Machine learning identifies novel signatures of antifungal drug resistance in Saccharomycotina yeasts

Antifungal drug resistance is a major challenge in fungal infection management. Numerous genomic changes are known to contribute to acquired drug resistance in clinical isolates of specific pathogens, but whether they broadly explain natural resistance across entire lineages is unknown. We leveraged genomic, ecological, and phenotypic trait data from naturally sampled strains from nearly all known species in subphylum Saccharomycotina to examine the evolution of resistance to eight antifungal drugs. The phylogenetic distribution of drug resistance varied by drug; fluconazole resistance was widespread, while 5-fluorocytosine resistance was rare, except in Lipomycetales. A random forest algorithm trained on genomic data predicted drug-resistant yeasts with 54-75% accuracy. Fluconazole resistance was consistently predicted with the highest accuracy (75.2%). Furthermore, fluconazole resistance prediction accuracy was similar between models trained on genome-wide variation in the presence and number of InterPro protein annotations across Saccharomycotina (75.2%) and those trained on amino acid sequence alignment data of Erg11, a protein known to be involved in fluconazole resistance (74.3-74.9%). Interestingly, the top Erg11 residues for predicting fluconazole resistance across Saccharomycotina do not overlap with, are not spatially close to, and are less conserved than those previously linked to resistance in clinical isolates of Candida albicans. In silico deep mutational scanning of the C. albicans Erg11 protein reveals that amino acid variants implicated in clinical cases of resistance are almost universally destabilizing while variants in our most informative residues are energetically more neutral, explaining why the latter are much more common than the former in natural populations.

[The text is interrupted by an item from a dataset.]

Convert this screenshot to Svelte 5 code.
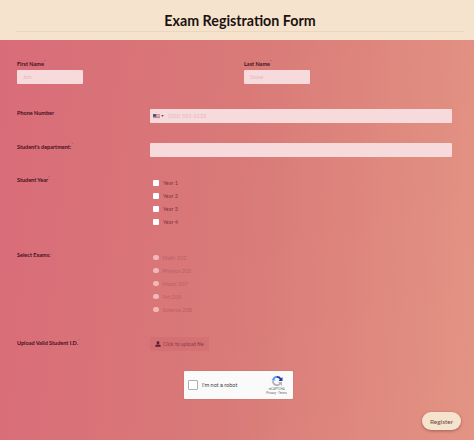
<script lang="ts">
  const years = ["Year 1", "Year 2", "Year 3", "Year 4"];
  const exams = ["Math 202", "Physics 205", "Music 207", "Art 205", "Science 208"];
</script>

<header class="top">
  <h1>Exam Registration Form</h1>
</header>

<form class="form">
  <div class="names">
    <div class="name">
      <span class="label">First Name<sup>*</sup></span>
      <div class="input short"><span class="hint">Jon</span></div>
    </div>
    <div class="name">
      <span class="label">Last Name<sup>*</sup></span>
      <div class="input short"><span class="hint">Snow</span></div>
    </div>
  </div>

  <div class="row phone">
    <span class="label">Phone Number</span>
    <div class="input">
      <svg class="flag" viewBox="0 0 12 8" width="7" height="5">
        <rect width="12" height="8" fill="#e8d9de" />
        <path d="M0 1h12M0 3.4h12M0 5.8h12" stroke="#b5495e" stroke-width="1" />
        <rect width="5.4" height="4.4" fill="#47506f" />
      </svg>
      <svg class="caret" viewBox="0 0 4 3" width="3" height="2"><path d="M0 0h4L2 3z" fill="#7b4a55" /></svg>
      <span class="hint">(201) 555-0123</span>
    </div>
  </div>

  <div class="row dept">
    <span class="label">Student's department:<sup>*</sup></span>
    <div class="input"></div>
  </div>

  <div class="row year">
    <span class="label">Student Year<sup>*</sup></span>
    <div class="options">
      {#each years as y}
        <div class="opt"><span class="box"></span><span class="opt-text">{y}</span></div>
      {/each}
    </div>
  </div>

  <div class="row exams">
    <span class="label">Select Exams:</span>
    <div class="options">
      {#each exams as e}
        <div class="opt"><span class="dot"></span><span class="opt-text faded">{e}</span></div>
      {/each}
    </div>
  </div>

  <div class="row upload">
    <span class="label">Upload Valid Student I.D.<sup>*</sup></span>
    <div class="file">
      <svg viewBox="0 0 12 12" width="6" height="6">
        <circle cx="6" cy="3.4" r="2.9" fill="#5a1f2a" />
        <path d="M0.6 11.6v-2c0-1.8 3-2.8 5.4-2.8s5.4 1 5.4 2.8v2z" fill="#5a1f2a" />
      </svg>
      <span>Click to upload file</span>
    </div>
  </div>

  <div class="captcha">
    <span class="check"></span>
    <span class="robot">I'm not a robot</span>
    <div class="brand">
      <svg viewBox="0 0 24 24" width="12" height="12">
        <path d="M12 2a10 10 0 0 1 8.5 4.7L23 4v8h-8l2.6-2.6A6.5 6.5 0 0 0 12 5.5z" fill="#1c3aa9" />
        <path d="M2 12a10 10 0 0 1 10-10v3.5A6.5 6.5 0 0 0 6.6 8.4L9 11H1z" fill="#4a90f5" />
        <path d="M2 12h3.5a6.5 6.5 0 0 0 11 4.6L14 14h8v8l-2.9-2.8A10 10 0 0 1 2 12z" fill="#b5b5b5" />
      </svg>
      <span class="mini">reCAPTCHA</span>
      <span class="mini">Privacy - Terms</span>
    </div>
  </div>

  <div class="actions">
    <button type="button" class="register">Register</button>
  </div>
</form>

<style>
  :global(body) {
    margin: 0;
    font-family: "Lato", "Open Sans", sans-serif;
  }

  .top {
    height: 40px;
    box-sizing: border-box;
    padding: 0 10px 0 16px;
    background: #f5e3cd;
  }

  h1 {
    margin: 0;
    height: 31.5px;
    box-sizing: border-box;
    padding-top: 12px;
    text-align: center;
    font-size: 14.25px;
    line-height: 18px;
    font-weight: 700;
    color: #1b1210;
    border-bottom: 0.5px solid #ead7bf;
  }

  .form {
    height: 400px;
    box-sizing: border-box;
    padding: 21px 22px 0 17px;
    background: linear-gradient(95deg, #d96c79 0%, #d97a78 50%, #e39484 100%);
    color: #43101c;
  }

  .label {
    font-size: 5.5px;
    line-height: 7px;
    font-weight: 700;
    color: #46101e;
  }

  sup {
    font-size: 4px;
    line-height: 0;
    color: #a44050;
  }

  .names {
    display: grid;
    grid-template-columns: 227px 1fr;
  }

  .name {
    display: flex;
    flex-direction: column;
    gap: 2px;
  }

  .input {
    height: 14px;
    box-sizing: border-box;
    display: flex;
    align-items: center;
    padding-left: 3px;
    background: #f6dadc;
    border-radius: 1px;
  }

  .short {
    width: 66px;
    padding-left: 6px;
  }

  .hint {
    font-size: 5.5px;
    color: #e3b8bf;
  }

  .row {
    display: grid;
    grid-template-columns: 133px 1fr;
  }

  .phone {
    margin-top: 25px;
  }

  .phone .label,
  .dept .label {
    padding-top: 1px;
  }

  .flag {
    margin-right: 1px;
  }

  .caret {
    margin-right: 4px;
  }

  .dept {
    margin-top: 20px;
  }

  .year {
    margin-top: 20px;
  }

  .options {
    display: flex;
    flex-direction: column;
    margin-top: -1px;
    padding-left: 3px;
  }

  .opt {
    height: 13px;
    display: flex;
    align-items: center;
    gap: 4px;
  }

  .box {
    width: 6px;
    height: 6px;
    background: #fff;
    border-radius: 1px;
  }

  .dot {
    width: 5.5px;
    height: 5.5px;
    border-radius: 50%;
    background: #f2b8b8;
  }

  .opt-text {
    font-size: 5.5px;
    color: #7e3442;
  }

  .faded {
    color: #b85f68;
  }

  .exams {
    margin-top: 24px;
  }

  .upload {
    margin-top: 22px;
  }

  .upload .label {
    padding-top: 2px;
  }

  .file {
    width: 59px;
    height: 14px;
    box-sizing: border-box;
    margin-top: -1px;
    display: flex;
    align-items: center;
    gap: 2px;
    padding-left: 5px;
    font-size: 5px;
    color: #8c3a48;
    background: rgba(200, 90, 100, 0.25);
    border-radius: 1px;
  }

  .captcha {
    width: 109px;
    height: 28px;
    box-sizing: border-box;
    margin: 20px 0 0 167px;
    padding: 0 4px;
    display: flex;
    align-items: center;
    font-family: "Roboto", sans-serif;
    background: #fafafa;
    border-radius: 1px;
    box-shadow: 0 0 1px rgba(0, 0, 0, 0.3);
  }

  .check {
    width: 10px;
    height: 10px;
    box-sizing: border-box;
    background: #fff;
    border: 0.7px solid #b0b0b0;
    border-radius: 1px;
  }

  .robot {
    margin-left: 4px;
    font-size: 5.5px;
    color: #444;
  }

  .brand {
    margin-left: auto;
    display: flex;
    flex-direction: column;
    align-items: center;
    width: 25px;
  }

  .mini {
    font-size: 3px;
    line-height: 4px;
    color: #666;
    white-space: nowrap;
  }

  .actions {
    display: flex;
    justify-content: flex-end;
    margin-top: 13px;
    margin-right: -9px;
  }

  .register {
    width: 39px;
    height: 18px;
    padding: 0;
    border: 0;
    border-radius: 9px;
    font-family: "Lato", sans-serif;
    font-size: 6.5px;
    color: #6b4a3a;
    background: #f5e3cd;
    box-shadow: 0 1px 3px rgba(90, 30, 30, 0.45);
  }
</style>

Importantly, previous experimental analyses of C. albicans Erg11 have shown that amino acid variation in our most informative residues, despite having never been directly implicated in clinical cases, can directly contribute to resistance. Our results suggest that studies of natural resistance in yeast species never encountered in the clinic will yield a fuller understanding of antifungal drug resistance.